Rows from a dataset of pages and code:
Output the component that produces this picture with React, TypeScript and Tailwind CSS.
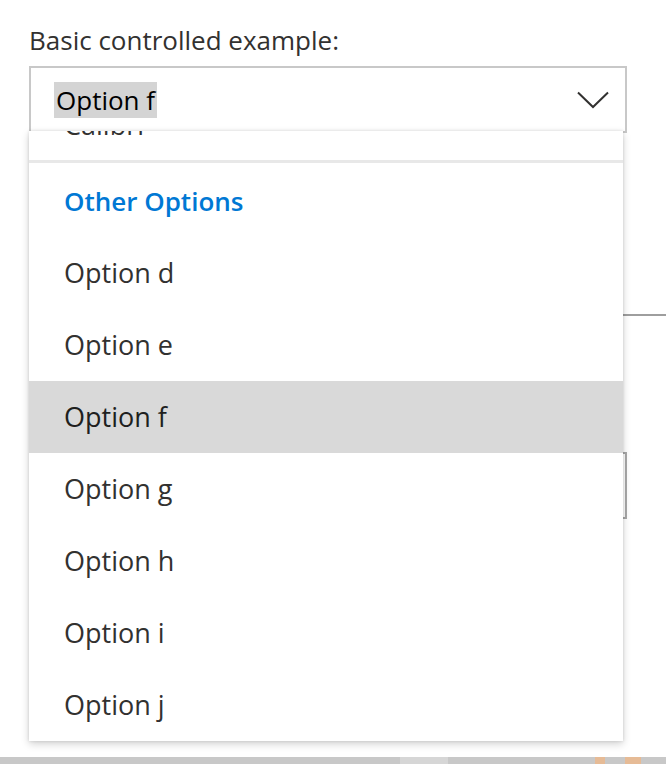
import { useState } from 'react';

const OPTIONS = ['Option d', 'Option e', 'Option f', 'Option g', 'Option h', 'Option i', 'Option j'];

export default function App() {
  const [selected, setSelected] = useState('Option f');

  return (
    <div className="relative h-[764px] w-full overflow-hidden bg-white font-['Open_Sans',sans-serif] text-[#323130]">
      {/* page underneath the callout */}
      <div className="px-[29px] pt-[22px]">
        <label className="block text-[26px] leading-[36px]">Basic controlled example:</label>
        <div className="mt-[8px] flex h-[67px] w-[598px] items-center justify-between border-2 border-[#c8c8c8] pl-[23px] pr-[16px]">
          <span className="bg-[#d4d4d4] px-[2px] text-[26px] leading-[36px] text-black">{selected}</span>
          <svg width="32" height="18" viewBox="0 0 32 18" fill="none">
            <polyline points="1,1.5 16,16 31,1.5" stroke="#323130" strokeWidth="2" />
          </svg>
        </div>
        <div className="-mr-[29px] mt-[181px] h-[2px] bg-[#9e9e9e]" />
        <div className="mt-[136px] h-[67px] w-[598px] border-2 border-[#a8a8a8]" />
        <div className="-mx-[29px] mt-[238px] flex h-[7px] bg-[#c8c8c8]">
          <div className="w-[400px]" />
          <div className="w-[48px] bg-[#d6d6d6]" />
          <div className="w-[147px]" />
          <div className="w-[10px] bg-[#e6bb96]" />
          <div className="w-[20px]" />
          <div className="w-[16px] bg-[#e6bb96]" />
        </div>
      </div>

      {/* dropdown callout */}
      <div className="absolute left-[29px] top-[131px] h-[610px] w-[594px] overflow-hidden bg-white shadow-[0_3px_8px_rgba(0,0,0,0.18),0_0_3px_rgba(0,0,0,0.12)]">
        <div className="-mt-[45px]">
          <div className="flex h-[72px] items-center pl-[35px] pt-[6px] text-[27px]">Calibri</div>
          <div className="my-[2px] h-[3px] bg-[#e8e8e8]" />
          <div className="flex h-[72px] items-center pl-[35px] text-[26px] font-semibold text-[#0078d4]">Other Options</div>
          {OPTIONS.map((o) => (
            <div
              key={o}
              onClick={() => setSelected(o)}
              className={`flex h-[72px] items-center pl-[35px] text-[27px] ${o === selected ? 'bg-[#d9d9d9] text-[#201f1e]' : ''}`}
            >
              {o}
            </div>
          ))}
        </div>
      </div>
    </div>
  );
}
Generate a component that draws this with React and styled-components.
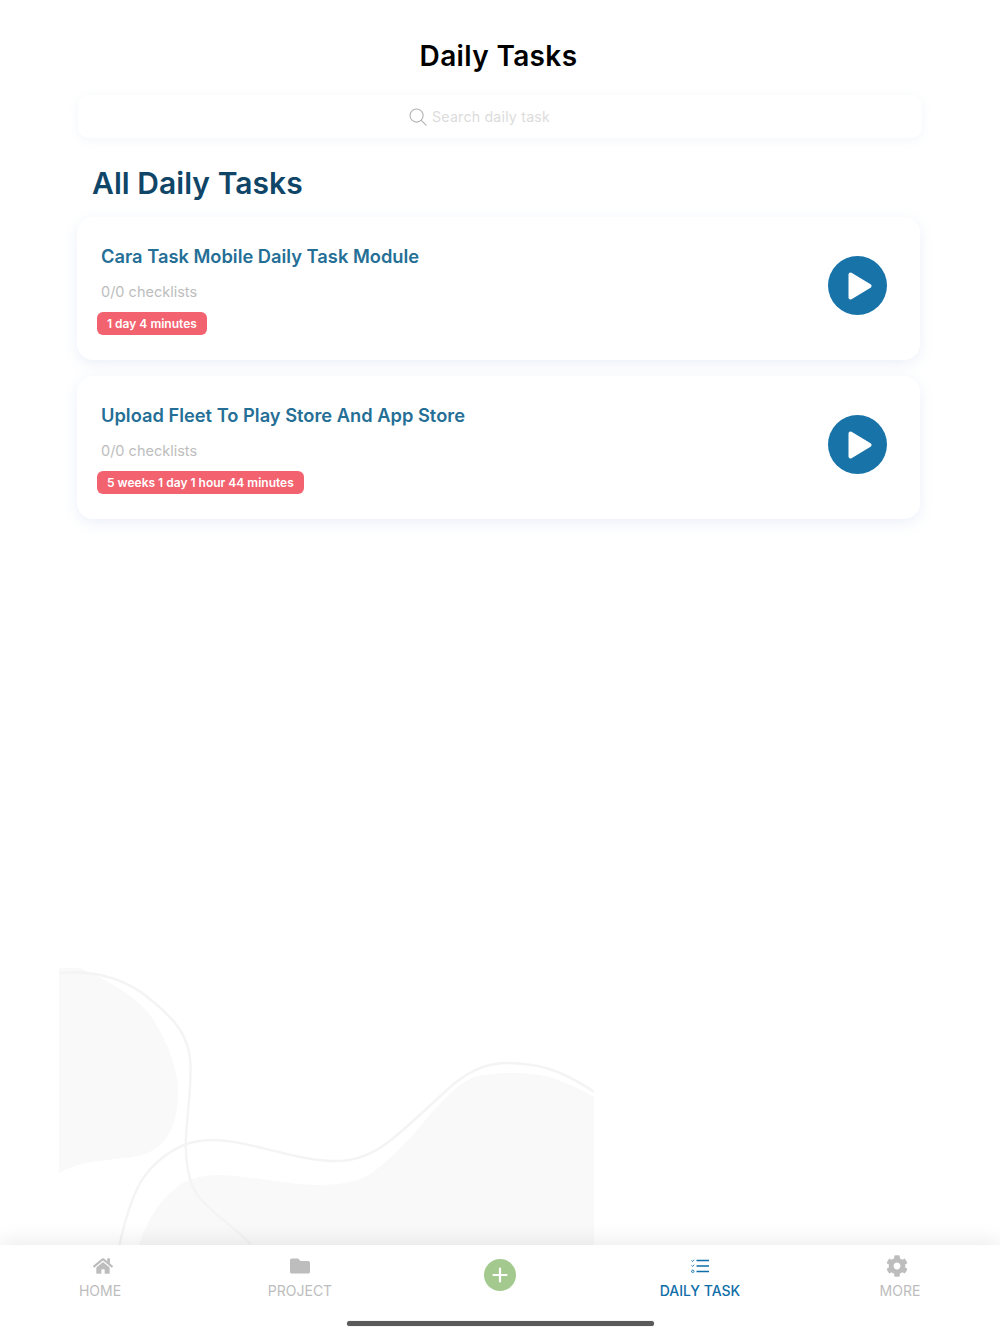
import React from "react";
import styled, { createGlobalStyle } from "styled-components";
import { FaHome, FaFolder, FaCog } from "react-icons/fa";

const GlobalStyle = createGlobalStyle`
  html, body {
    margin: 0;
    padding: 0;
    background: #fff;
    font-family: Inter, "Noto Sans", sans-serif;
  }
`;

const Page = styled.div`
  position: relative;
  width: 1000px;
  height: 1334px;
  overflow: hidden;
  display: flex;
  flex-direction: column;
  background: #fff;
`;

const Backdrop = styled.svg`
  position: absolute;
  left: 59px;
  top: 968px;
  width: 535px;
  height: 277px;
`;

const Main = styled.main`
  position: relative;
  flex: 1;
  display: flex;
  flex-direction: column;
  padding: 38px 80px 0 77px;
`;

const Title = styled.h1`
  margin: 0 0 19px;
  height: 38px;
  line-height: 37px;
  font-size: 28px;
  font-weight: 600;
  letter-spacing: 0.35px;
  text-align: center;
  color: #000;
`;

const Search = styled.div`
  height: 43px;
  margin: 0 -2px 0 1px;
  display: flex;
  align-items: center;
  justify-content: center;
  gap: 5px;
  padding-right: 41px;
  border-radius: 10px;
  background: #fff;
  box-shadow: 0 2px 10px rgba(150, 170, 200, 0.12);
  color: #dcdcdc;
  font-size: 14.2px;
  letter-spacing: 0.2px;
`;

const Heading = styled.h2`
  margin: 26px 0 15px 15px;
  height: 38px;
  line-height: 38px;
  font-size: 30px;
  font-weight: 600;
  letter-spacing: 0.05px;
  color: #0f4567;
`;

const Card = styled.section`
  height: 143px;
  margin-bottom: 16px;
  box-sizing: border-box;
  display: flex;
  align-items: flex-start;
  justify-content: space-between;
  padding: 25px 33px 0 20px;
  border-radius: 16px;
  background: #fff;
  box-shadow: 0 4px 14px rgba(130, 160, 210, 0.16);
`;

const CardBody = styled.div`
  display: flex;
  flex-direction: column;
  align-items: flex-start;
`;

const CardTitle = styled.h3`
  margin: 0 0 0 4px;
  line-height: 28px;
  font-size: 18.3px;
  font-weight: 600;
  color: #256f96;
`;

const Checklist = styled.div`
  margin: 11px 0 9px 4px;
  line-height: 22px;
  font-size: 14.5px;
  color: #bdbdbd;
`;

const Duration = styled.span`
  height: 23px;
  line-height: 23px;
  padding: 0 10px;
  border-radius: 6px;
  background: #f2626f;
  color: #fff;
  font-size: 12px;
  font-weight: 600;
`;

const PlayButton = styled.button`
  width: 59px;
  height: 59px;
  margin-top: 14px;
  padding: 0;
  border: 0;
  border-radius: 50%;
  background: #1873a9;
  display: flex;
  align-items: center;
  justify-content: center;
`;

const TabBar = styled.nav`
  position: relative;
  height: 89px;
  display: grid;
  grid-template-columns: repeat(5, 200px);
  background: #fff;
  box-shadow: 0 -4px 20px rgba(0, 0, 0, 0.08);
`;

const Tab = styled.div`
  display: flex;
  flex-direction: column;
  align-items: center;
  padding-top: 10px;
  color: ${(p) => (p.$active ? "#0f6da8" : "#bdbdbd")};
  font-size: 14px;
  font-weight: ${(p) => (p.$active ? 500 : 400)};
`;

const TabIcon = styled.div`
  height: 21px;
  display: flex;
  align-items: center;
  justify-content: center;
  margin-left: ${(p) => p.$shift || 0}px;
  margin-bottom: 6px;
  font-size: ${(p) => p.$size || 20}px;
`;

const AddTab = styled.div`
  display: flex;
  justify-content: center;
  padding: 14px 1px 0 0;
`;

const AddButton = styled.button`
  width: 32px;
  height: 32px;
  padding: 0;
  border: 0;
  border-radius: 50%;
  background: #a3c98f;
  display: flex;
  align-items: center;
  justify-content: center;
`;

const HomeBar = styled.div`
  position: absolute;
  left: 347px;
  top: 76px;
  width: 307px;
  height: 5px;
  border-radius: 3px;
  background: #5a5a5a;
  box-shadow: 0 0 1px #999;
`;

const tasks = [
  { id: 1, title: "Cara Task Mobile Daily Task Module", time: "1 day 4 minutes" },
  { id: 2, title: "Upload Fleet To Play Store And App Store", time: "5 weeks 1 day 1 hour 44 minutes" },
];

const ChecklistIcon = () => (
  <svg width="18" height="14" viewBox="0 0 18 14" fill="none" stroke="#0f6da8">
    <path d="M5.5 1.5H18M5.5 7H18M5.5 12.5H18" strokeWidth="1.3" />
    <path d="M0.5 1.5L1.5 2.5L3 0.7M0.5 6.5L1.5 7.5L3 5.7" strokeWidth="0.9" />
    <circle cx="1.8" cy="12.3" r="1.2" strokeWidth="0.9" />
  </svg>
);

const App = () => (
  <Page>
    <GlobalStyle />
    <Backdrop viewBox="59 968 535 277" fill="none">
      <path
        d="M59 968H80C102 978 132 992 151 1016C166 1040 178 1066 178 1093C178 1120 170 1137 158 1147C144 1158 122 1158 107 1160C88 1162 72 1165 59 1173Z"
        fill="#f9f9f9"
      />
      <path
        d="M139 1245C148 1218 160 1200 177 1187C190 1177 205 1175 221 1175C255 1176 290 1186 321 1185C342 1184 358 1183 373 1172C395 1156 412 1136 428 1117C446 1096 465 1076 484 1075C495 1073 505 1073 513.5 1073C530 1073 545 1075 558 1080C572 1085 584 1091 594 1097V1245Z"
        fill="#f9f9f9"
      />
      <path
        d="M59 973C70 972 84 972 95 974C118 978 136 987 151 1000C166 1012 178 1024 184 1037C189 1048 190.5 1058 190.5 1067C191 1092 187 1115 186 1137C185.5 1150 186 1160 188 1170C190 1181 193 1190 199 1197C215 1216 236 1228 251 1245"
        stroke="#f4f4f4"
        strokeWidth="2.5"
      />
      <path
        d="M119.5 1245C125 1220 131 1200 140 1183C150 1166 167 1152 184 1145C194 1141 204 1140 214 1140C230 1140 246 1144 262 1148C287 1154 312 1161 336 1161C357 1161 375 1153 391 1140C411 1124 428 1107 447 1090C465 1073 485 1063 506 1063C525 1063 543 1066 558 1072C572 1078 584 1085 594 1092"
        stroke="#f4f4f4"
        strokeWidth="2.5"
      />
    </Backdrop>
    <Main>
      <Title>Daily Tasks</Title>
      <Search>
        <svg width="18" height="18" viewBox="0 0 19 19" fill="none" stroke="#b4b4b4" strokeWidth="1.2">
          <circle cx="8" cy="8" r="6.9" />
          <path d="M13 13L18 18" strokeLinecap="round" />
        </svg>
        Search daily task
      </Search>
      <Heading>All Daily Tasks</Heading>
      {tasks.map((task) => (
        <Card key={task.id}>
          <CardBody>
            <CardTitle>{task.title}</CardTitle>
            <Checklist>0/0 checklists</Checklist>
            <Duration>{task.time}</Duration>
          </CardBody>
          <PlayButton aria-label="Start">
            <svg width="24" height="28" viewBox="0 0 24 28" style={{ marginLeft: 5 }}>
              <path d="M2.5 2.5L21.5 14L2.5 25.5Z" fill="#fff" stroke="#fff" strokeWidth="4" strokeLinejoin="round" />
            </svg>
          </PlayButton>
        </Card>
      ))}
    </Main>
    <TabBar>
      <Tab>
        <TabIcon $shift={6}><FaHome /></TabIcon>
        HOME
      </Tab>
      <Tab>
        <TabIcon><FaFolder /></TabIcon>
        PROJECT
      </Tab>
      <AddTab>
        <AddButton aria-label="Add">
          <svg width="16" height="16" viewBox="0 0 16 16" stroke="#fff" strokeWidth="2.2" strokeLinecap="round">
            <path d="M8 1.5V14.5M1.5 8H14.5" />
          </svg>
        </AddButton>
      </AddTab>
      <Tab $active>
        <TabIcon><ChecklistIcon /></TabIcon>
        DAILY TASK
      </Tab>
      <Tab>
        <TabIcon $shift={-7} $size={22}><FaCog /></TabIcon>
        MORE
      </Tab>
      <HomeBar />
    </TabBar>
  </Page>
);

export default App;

- [AIM]: Take the records from their first line through the line containing "const OPTIONS = ['Option" and please return exactly those lines, both ends included, minus the pictures.

- [TASK RESPONSE]:
Output the component that produces this picture with React, TypeScript and Tailwind CSS.
import { useState } from 'react';

const OPTIONS = ['Option d', 'Option e', 'Option f', 'Option g', 'Option h', 'Option i', 'Option j'];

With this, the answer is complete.